On the whole, the economic data are still coming in strong, especially in manufacturing.
Reuters reports the news on US personal income and expenditure:
January was one of the warmest months on record, luring consumers into stores and producing a 0.9 percent jump in spending that outpaced a 0.7 percent rise in personal incomes... Americans' savings rate...eased to -0.7 percent from -0.4 percent...

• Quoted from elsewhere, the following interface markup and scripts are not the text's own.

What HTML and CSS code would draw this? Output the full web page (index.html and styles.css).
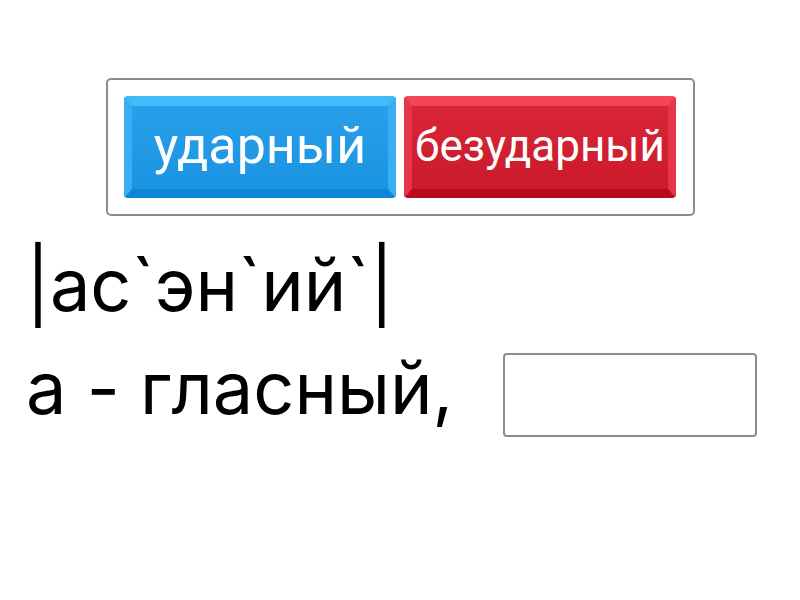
FILE: index.html
```html
<!DOCTYPE html>
<html lang="ru">
<head>
<meta charset="utf-8">
<link rel="stylesheet" href="styles.css">
</head>
<body>
<div class="page">
  <div class="choices">
    <div class="btn btn-blue"><span class="label label-big">ударный</span></div>
    <div class="btn btn-red"><span class="label label-small">безударный</span></div>
  </div>
  <div class="line line-one">|ас`эн`ий`|</div>
  <div class="line line-two"><span>а - гласный,</span><div class="slot"></div></div>
</div>
</body>
</html>
```
FILE: styles.css
```css
html, body { margin: 0; padding: 0; background: #fff; }
body { width: 800px; height: 600px; overflow: hidden; font-family: Inter, "Noto Sans", sans-serif; }
.page { display: flex; flex-direction: column; align-items: flex-start; padding: 78px 0 0 26px; }
.choices {
  margin-left: 80px;
  display: flex; gap: 8px;
  padding: 16px;
  border: 2px solid #8c8c8c; border-radius: 5px;
  width: 553px;
}
.btn {
  box-sizing: border-box;
  width: 272px; height: 102px;
  display: flex; align-items: center; justify-content: center;
  border-style: solid; border-width: 10px 8px 9px 8px; border-radius: 4px;
  color: #fff; font-family: Roboto, "Liberation Sans", sans-serif;
}
.btn-blue {
  background: linear-gradient(#2a9fe9, #1a94e2);
  border-color: #43bbfa #3aaef5 #0d87d5 #3aaef5;
}
.btn-red {
  background: linear-gradient(#d92538, #cb1a2c);
  border-color: #f24556 #e63547 #b90b20 #e63547;
}
.label { line-height: 1; }
.label-big { font-size: 52px; margin-top: -4px; }
.label-small { font-size: 44px; margin-top: -4px; }
.line { font-size: 72px; color: #000; line-height: 1; }
.line-one { margin-top: 33px; }
.line-two { display: flex; align-items: flex-start; gap: 50px; margin-top: 31px; }
.slot { width: 250px; height: 80px; margin-top: 1px; border: 2px solid #8c8c8c; border-radius: 4px; box-sizing: content-box; }
```
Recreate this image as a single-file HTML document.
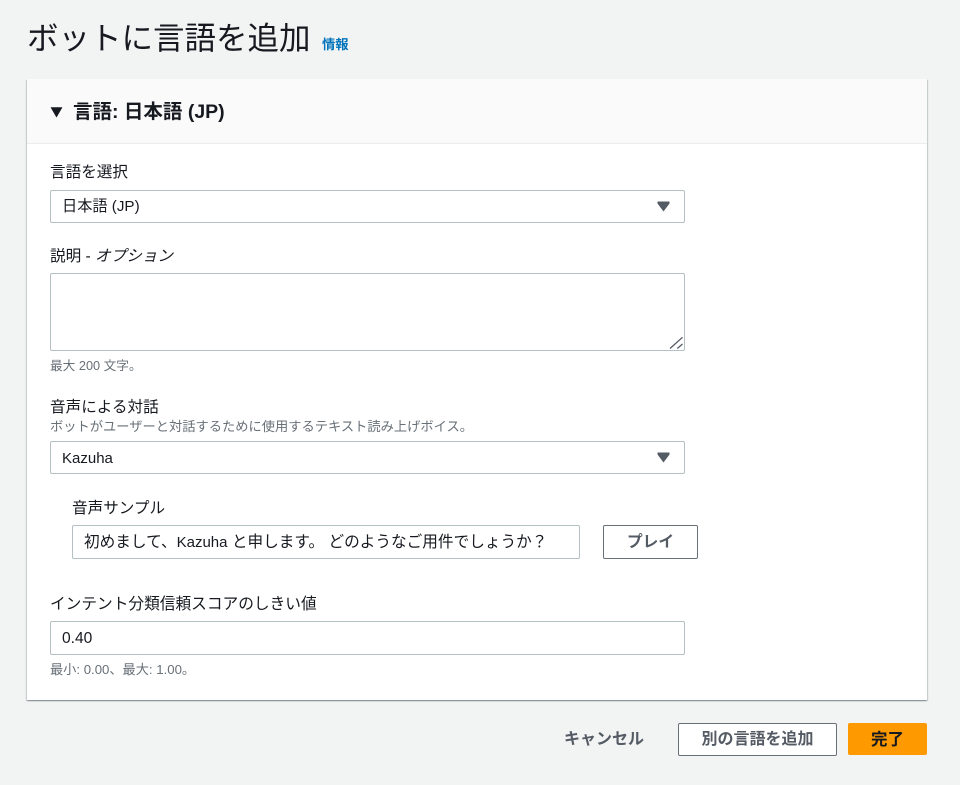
<!DOCTYPE html>
<html lang="ja"><head><meta charset="utf-8">
<style>
html,body{margin:0;padding:0}
body{width:960px;height:785px;overflow:hidden;background:#f2f3f3;position:relative;font-family:"Liberation Sans","Noto Sans CJK JP",sans-serif;color:#16191f}
.t{position:absolute;white-space:nowrap;line-height:20px}
.box{position:absolute;box-sizing:border-box;background:#fff;border:1px solid #b4c0c1;border-radius:2px}
.card{position:absolute;left:27px;top:79px;width:900px;height:621px;background:#fff;box-shadow:0 1px 1px 0 rgba(0,28,36,.3),1px 1px 1px 0 rgba(0,28,36,.15),-1px 1px 1px 0 rgba(0,28,36,.15)}
.hd{position:absolute;left:0;top:0;width:900px;height:65px;background:#fafafa;border-bottom:1px solid #eaeded;box-sizing:border-box}
.lb{font-size:15.6px;color:#16191f}
.hint{font-size:12.7px;color:#687078}
.v{font-size:15.2px;color:#16191f}
.btn{position:absolute;box-sizing:border-box;background:#fff;border:1px solid #687078;border-radius:2px;font-weight:700;color:#545b64;font-size:15.7px;text-align:center}
</style></head><body>
<div class="t" style="left:27px;top:21px;font-size:31.5px;line-height:34px">ボットに言語を追加</div>
<div class="t" style="left:322px;top:35px;font-size:13.3px;font-weight:700;color:#0073bb">情報</div>
<div class="card"><div class="hd"></div></div>
<svg style="position:absolute;left:50px;top:106px" width="13" height="12"><path d="M1 1.5H12L6.5 11Z" fill="#16191f" stroke="#16191f" stroke-width=".6" stroke-linejoin="round"/></svg>
<div class="t" style="left:73px;top:102px;font-size:19.5px;font-weight:700">言語: 日本語 (JP)</div>

<div class="t lb" style="left:50px;top:163px">言語を選択</div>
<div class="box" style="left:50px;top:190px;width:635px;height:33px"></div>
<div class="t v" style="left:62px;top:197px">日本語 (JP)</div>
<svg style="position:absolute;left:657px;top:201px" width="13" height="11"><path d="M0.5 0.5H12.5V2.5L6.5 10.5L0.5 2.5Z" fill="#545b64"/></svg>

<div class="t lb" style="left:50px;top:247px">説明 - <i>オプション</i></div>
<div class="box" style="left:50px;top:273px;width:635px;height:78px"></div>
<svg style="position:absolute;left:668px;top:335px" width="16" height="15"><path d="M2 13.5L14.5 2.3M9.3 13.5L14.5 9" stroke="#545b64" stroke-width="1.3" fill="none"/></svg>
<div class="t hint" style="left:50px;top:356px">最大 200 文字。</div>

<div class="t lb" style="left:50px;top:398px">音声による対話</div>
<div class="t" style="left:50px;top:417px;font-size:13.25px;color:#687078">ボットがユーザーと対話するために使用するテキスト読み上げボイス。</div>
<div class="box" style="left:50px;top:441px;width:635px;height:33px"></div>
<div class="t v" style="left:62px;top:449px;font-size:15px">Kazuha</div>
<svg style="position:absolute;left:657px;top:452px" width="13" height="11"><path d="M0.5 0.5H12.5V2.5L6.5 10.5L0.5 2.5Z" fill="#545b64"/></svg>

<div class="t lb" style="left:72px;top:499px">音声サンプル</div>
<div class="box" style="left:72px;top:525px;width:508px;height:34px"></div>
<div class="t v" style="left:84px;top:533px;font-size:15.65px">初めまして、<span style="font-size:15px">Kazuha</span> と申します。 どのようなご用件でしょうか？</div>
<div class="btn" style="left:603px;top:525px;width:95px;height:34px;line-height:33px">プレイ</div>

<div class="t lb" style="left:50px;top:595px;font-size:15.7px">インテント分類信頼スコアのしきい値</div>
<div class="box" style="left:50px;top:621px;width:635px;height:34px"></div>
<div class="t v" style="left:62px;top:629px;font-size:15.6px">0.40</div>
<div class="t hint" style="left:50px;top:660px;font-size:13.2px">最小: 0.00、最大: 1.00。</div>

<div class="t" style="left:564px;top:730px;font-size:16px;font-weight:700;color:#545b64">キャンセル</div>
<div class="btn" style="left:678px;top:723px;width:159px;height:33px;line-height:32px;font-size:16px">別の言語を追加</div>
<div class="btn" style="left:848px;top:723px;width:79px;height:32px;line-height:32px;background:#ff9900;border-color:#ff9900;color:#16191f;font-size:16.5px">完了</div>
</body></html>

The Commerce Department's price index for consumer spending rose 0.5 percent in January after being unchanged in December. The core index, which strips out food and energy, rose a milder 0.2 percent, in line with forecasts and up slightly from a 0.1 percent increase a month earlier.
...car sales:
Yet car sales data trickling in from automakers suggested the early year spending spree was not repeated in February. Sales of North American-made vehicles were tracking just below forecasts of around 13.3 million annualized units, still robust but down from more than 14 million the previous month.
...and manufacturing:
[T]he Institute for Supply Management's index of national factory activity rose to 56.7 in February from 54.8 in January, beating economists' forecasts for a rise to 55.6. The factory figures also showed broad underlying strength, with employment and new orders both showing healthy spikes.
PMI data for February were also good elsewhere. The euro-zone PMI rose to 54.5, the highest since July 2004, from 53.5 in January. The UK PMI slipped to 51.7 from 51.8 in January, but the China PMI rose to a record 50.7 from 50.2 the previous month. The JPMorgan Global Manufacturing PMI rose from 54.4 in January to 55.3 in February, its highest level in one-and-a-half years.